**TO BE DONE**
Restate the whole listing word for word. Pictures are left out.

Dataset items

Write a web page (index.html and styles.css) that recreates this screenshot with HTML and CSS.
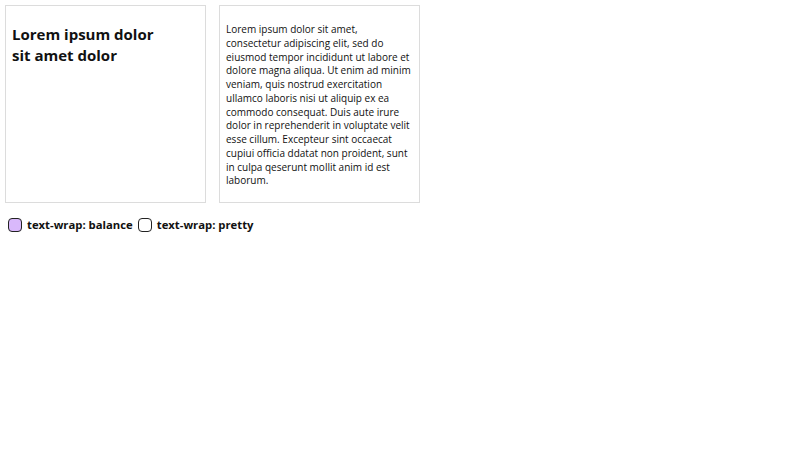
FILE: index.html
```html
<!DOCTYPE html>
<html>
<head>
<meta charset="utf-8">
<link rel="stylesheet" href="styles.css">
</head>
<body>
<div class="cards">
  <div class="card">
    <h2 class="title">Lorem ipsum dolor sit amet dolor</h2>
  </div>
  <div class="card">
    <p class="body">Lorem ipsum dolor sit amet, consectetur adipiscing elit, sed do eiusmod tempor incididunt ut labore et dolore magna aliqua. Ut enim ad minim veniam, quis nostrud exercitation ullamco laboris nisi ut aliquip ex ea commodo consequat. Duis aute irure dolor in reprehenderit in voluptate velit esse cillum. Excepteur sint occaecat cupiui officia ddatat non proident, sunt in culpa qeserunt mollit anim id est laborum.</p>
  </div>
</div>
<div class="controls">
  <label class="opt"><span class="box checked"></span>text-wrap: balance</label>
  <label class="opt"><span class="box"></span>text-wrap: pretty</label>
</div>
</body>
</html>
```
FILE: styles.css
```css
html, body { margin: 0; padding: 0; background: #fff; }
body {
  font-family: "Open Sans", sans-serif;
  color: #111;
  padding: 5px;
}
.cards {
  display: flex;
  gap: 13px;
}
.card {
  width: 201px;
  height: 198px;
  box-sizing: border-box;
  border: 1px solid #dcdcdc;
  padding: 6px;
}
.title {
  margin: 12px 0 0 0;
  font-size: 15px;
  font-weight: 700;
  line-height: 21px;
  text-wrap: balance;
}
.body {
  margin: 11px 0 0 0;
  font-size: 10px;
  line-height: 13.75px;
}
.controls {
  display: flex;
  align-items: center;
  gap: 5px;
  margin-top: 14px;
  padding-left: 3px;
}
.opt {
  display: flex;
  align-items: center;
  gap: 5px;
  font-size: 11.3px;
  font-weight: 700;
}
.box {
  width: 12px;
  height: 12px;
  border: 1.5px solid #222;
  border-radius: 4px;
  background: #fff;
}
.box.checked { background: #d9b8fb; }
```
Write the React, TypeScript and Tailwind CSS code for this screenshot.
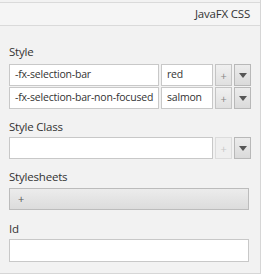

**SOLUTION FOR THIS EXERCISE**
Write a web page (index.html and styles.css) that recreates this screenshot with HTML and CSS.
FILE: index.html
```html
<!DOCTYPE html>
<html>
<head>
<meta charset="utf-8">
<link rel="stylesheet" href="styles.css">
</head>
<body>
<div class="cards">
  <div class="card">
    <h2 class="title">Lorem ipsum dolor sit amet dolor</h2>
  </div>
  <div class="card">
    <p class="body">Lorem ipsum dolor sit amet, consectetur adipiscing elit, sed do eiusmod tempor incididunt ut labore et dolore magna aliqua. Ut enim ad minim veniam, quis nostrud exercitation ullamco laboris nisi ut aliquip ex ea commodo consequat. Duis aute irure dolor in reprehenderit in voluptate velit esse cillum. Excepteur sint occaecat cupiui officia ddatat non proident, sunt in culpa qeserunt mollit anim id est laborum.</p>
  </div>
</div>
<div class="controls">
  <label class="opt"><span class="box checked"></span>text-wrap: balance</label>
  <label class="opt"><span class="box"></span>text-wrap: pretty</label>
</div>
</body>
</html>
```
FILE: styles.css
```css
html, body { margin: 0; padding: 0; background: #fff; }
body {
  font-family: "Open Sans", sans-serif;
  color: #111;
  padding: 5px;
}
.cards {
  display: flex;
  gap: 13px;
}
.card {
  width: 201px;
  height: 198px;
  box-sizing: border-box;
  border: 1px solid #dcdcdc;
  padding: 6px;
}
.title {
  margin: 12px 0 0 0;
  font-size: 15px;
  font-weight: 700;
  line-height: 21px;
  text-wrap: balance;
}
.body {
  margin: 11px 0 0 0;
  font-size: 10px;
  line-height: 13.75px;
}
.controls {
  display: flex;
  align-items: center;
  gap: 5px;
  margin-top: 14px;
  padding-left: 3px;
}
.opt {
  display: flex;
  align-items: center;
  gap: 5px;
  font-size: 11.3px;
  font-weight: 700;
}
.box {
  width: 12px;
  height: 12px;
  border: 1.5px solid #222;
  border-radius: 4px;
  background: #fff;
}
.box.checked { background: #d9b8fb; }
```
Write the React, TypeScript and Tailwind CSS code for this screenshot.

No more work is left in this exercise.